Abstract

Recent convection calculations have demonstrated that an endothermic phase transition can greatly decrease the vertical flow through the transition in a convecting system, in some cases leading to a layered flow. Using reasonable estimates of both the Rayleigh number and Clapeyron slope of the spinel to perovskite plus magnesiowüstite phase change, these results suggest that the 670‐km phase change has a strong effect on mantle convection. This so‐called “dynamic layering” phenomenon is further investigated with a compressible finite element code using a two‐dimensional, Cartesian geometry. We find a weak sensitivity of the pattern of flow to the form of the equations, considering Boussinesq, extended Boussinesq, and anelastic compressible forms of the governing equations, assuming that the thermodynamic properties (thermal expansivity, heat capacity, and latent heat) remain constant. The pattern of flow, however, depends strongly on the initial conditions, boundary conditions and equation of state. We compare the simple equation‐of‐state formulations used in previous work with a self‐consistent equation of state based on Debye and Birch‐Murnaghan finite strain theory under a Mie‐Grüneisen formulation. A thermal expansion coefficient that decreases monotonically with depth and is unaffected by changes in phase or temperature greatly enhances dynamic layering. This trend is reversed when the temperature, pressure, and phase dependence of thermodynamic properties such as thermal expansivity, entropy, and heat capacity is introduced.

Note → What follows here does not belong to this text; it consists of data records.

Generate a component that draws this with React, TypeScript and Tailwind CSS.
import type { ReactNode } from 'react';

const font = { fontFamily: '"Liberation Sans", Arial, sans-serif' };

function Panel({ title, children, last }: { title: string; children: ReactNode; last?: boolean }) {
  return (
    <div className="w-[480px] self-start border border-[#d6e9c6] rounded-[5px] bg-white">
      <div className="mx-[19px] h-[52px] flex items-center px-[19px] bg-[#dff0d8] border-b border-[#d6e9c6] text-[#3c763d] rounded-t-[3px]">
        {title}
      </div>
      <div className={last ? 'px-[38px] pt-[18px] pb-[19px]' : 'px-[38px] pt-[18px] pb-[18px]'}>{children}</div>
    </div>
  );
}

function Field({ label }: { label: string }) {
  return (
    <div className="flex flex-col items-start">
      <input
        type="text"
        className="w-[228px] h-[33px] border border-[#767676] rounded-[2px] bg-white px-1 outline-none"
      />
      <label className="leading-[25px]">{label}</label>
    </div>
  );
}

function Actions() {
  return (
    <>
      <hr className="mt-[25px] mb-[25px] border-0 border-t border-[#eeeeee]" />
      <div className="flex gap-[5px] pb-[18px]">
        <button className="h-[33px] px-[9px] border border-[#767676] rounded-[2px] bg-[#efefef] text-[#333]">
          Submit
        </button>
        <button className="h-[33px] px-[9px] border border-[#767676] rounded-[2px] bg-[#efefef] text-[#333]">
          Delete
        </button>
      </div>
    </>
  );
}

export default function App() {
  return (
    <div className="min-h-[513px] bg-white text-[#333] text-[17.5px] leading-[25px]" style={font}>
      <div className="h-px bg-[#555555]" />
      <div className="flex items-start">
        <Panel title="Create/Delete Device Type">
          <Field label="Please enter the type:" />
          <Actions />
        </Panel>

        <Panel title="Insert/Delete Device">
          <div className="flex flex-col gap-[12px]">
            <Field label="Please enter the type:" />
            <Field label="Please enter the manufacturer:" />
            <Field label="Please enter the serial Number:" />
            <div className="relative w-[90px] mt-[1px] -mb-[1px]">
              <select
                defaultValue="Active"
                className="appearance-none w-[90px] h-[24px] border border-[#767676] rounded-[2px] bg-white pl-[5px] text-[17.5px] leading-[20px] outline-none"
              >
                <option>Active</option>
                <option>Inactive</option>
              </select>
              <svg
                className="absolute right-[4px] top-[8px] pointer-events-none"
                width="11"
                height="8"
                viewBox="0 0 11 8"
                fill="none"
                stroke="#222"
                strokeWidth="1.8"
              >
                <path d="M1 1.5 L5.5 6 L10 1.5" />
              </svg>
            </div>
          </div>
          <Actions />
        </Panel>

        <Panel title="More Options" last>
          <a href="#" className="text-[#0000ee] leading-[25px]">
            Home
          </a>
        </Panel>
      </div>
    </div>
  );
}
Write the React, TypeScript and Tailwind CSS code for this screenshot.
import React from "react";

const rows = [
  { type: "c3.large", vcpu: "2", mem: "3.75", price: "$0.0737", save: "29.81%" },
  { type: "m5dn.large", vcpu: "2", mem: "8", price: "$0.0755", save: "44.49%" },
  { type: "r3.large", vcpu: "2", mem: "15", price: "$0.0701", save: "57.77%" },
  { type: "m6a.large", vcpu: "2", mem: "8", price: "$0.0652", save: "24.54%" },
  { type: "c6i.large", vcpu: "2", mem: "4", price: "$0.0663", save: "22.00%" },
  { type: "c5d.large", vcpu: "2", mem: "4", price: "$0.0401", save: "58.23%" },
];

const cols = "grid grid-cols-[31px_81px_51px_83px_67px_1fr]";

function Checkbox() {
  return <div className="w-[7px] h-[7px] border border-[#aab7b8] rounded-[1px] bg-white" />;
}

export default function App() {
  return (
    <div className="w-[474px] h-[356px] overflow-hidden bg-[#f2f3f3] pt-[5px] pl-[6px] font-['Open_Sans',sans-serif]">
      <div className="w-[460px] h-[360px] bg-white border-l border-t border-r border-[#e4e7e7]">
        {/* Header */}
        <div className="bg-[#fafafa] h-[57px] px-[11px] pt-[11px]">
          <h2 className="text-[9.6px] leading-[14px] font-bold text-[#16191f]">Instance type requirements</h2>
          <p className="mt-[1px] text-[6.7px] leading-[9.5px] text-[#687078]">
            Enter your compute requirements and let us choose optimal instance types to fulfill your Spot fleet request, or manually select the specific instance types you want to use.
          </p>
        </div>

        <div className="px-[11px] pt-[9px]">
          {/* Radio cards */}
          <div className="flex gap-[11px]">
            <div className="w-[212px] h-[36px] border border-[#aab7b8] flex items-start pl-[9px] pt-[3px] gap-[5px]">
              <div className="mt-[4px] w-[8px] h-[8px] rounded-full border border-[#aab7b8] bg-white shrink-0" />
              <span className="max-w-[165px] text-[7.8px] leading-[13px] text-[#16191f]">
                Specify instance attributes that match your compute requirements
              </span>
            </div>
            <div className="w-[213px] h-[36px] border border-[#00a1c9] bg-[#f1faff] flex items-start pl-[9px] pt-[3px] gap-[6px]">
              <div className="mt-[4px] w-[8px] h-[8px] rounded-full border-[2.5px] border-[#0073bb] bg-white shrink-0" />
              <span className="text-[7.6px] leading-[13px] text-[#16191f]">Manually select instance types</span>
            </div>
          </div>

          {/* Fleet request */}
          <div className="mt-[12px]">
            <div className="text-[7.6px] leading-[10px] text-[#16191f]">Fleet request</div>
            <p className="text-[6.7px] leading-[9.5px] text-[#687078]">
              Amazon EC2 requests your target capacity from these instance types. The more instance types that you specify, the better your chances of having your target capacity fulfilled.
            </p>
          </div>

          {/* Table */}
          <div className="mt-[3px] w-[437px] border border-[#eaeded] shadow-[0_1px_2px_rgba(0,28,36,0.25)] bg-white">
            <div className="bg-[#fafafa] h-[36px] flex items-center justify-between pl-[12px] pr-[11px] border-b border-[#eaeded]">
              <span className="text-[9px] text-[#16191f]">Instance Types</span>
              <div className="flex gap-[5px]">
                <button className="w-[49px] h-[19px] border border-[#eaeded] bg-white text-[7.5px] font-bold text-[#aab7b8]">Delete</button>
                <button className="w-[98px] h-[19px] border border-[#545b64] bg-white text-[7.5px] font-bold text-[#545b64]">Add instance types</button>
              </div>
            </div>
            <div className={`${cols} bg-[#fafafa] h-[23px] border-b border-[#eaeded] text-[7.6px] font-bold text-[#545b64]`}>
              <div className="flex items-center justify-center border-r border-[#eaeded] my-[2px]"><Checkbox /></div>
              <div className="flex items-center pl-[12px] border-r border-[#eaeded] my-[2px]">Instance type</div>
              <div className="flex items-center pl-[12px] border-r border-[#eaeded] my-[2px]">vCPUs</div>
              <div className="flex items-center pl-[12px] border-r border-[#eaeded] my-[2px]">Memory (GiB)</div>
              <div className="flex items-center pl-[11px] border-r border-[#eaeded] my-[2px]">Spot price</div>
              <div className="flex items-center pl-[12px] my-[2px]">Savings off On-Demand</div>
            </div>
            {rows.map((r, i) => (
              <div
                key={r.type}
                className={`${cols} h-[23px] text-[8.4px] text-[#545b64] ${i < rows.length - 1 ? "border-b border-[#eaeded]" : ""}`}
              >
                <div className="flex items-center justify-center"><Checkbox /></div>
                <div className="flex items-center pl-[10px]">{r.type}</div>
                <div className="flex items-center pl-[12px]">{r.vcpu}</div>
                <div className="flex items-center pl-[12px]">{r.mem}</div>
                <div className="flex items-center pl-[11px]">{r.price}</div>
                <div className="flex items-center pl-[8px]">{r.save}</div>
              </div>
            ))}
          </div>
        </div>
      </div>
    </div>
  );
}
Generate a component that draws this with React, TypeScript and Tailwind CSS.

At moderate Rayleigh numbers, the pattern of the flow is strongly influenced by the pattern of the initial condition (i.e., the location of upwellings and downwellings); however, it is not sensitive to the thickness of the initial thermal boundary layers. The sensitivity of the flow to the pattern of the initial condition can potentially bias mass fluxes, especially for moderate Rayleigh number calculations.